Corriere dello Sport Stadio (Firenze)
Adesso fate qualcosa
Cinquemila paganti per Roma-Spezia, di cui almeno duemila ospiti. Mille tifosi per Lazio-Udinese. E’ il punto più basso di un fenomeno però ormai radicato. C’era una volta lo stadio Olimpico, con le sue coreografie, il tutto esaurito, con la gente che s’informava sull’apertura dei cancelli, con quelli che entravano negli ultimi venti minuti (chi non l’ha fatto da ragazzo?) perché gli addetti ti concedevano - dopo tanta attesa e tanta trepidazione - di passare il varco. E chi era dentro vedeva quell’improvviso muoversi in curva, in tribuna, per guadagnarsi un posto e accompagnare la squadra alla fine della partita. C’era addirittura, ed erano tanti, chi per vedere la partita si sistemava sulla montagnola che sormontava lo stadio. Senza coperture, qualcosa si vedeva e qualcosa si intuiva. Ma era bello soprattutto esserci, partecipare all’Evento e alle discussioni che s’intrecciavano fuori dallo stadio. La gente rimaneva lì, a discutere di calcio, aspettando magari l’uscita dei giocatori. Per un coro di disapprovazione, dopo una sconfitta, per un autografo in caso di vittoria. Un bagno di folla per i giocatori, un momento di aggregazione e di partecipazione per i tifosi.
Tutto questo è sparito. All’Olimpico non va più nessuno. Per la protesta legata alle divisioni in curva. E una cosa non si può non dire: mentre in tutto il mondo gli impianti vengono aperti, la gente assiste alle gare da bordo campo, a Roma aumentano gli ostacoli e le barriere. Ma il calo degli spettatori è legato anche ad altri fattori. Squadre che non fanno innamorare, società che sembrano distanti dalle esigenze del loro pubblico, caro prezzi, perché ci hanno raccontato per anni la più colossale balla che si poteva immaginare: con i diritti televisivi, calerà il costo dei biglietti. Una bugia, perché i prezzi sono aumentati. Insomma, sembra quasi che ci sia stato un passaparola: facciamo in modo che allo stadio non vada più nessuno. Sicuramente non sarà così, ma il risultato è stato comunque spaventoso. Lo stadio Olimpico è oggi uno stadio deserto, una replica - riuscita malissimo - di quello che c’era fino a qualche tempo fa. E allora è arrivato il momento di affrontare la questione. Perché Roma e Lazio sono due squadre in difficoltà, con risultati sempre meno brillanti e problemi tecnici evidenti e di cui seguiremo puntualmente l’evoluzione: ma questo, paradossalmente, non è il problema maggiore. Anche perché, nella loro storia, Lazio e Roma hanno sempre scatenato entusiasmo e portato gente allo stadio, anche quando i risultati non erano (purtroppo) strepitosi. Insomma, non sono sempre e solo le vittorie a fare la differenza.

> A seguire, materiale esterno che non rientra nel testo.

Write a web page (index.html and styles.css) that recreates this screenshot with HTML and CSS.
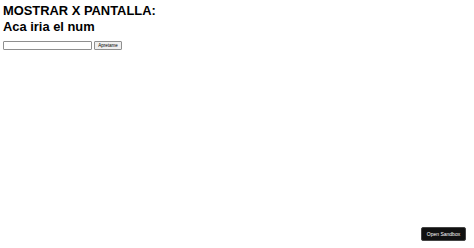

La vera, scomoda, novità è in questo deserto che non è più accettabile. Non indifferenza, perché i tifosi sono sempre lì, a soffrire, a discutere. Non indifferenza, ma sofferenza a distanza. Un fenomeno ancora più grave e inammissibile. Perché, e non è una bestemmia scomodare una parola così, il calcio vissuto allo stadio è anche un fatto culturale. Che appartiene alla cultura della città. E far finta di nulla, o peggio ancora adagiarsi sulla questione, non è più possibile. Da oggi apriamo ufficialmente il Problema. Lo faremo chiamando ognuno alle proprie responsabilità. Lo faremo chiedendo e ospitando gli interventi di tanti. Lo faremo, promuovendo alla fine di questo giro d’orizzonte, un grande incontro nella sede centrale del Corriere dello Sport. Inviteremo tutti: dalle Istituzioni della città ad alcuni rappresentanti dei tifosi, dalle istituzioni sportive - i presidenti del Coni, della Federazione, della Lega - ai presidenti e ai dirigenti delle due società, con il contributo di osservatori qualificati. Diremo anche chi, invitato, ci dirà che non è disponibile. Perché è arrivato il momento, come dicevamo, delle assunzioni di responsabilità. E nessuno si può più permettere di far finta di nulla.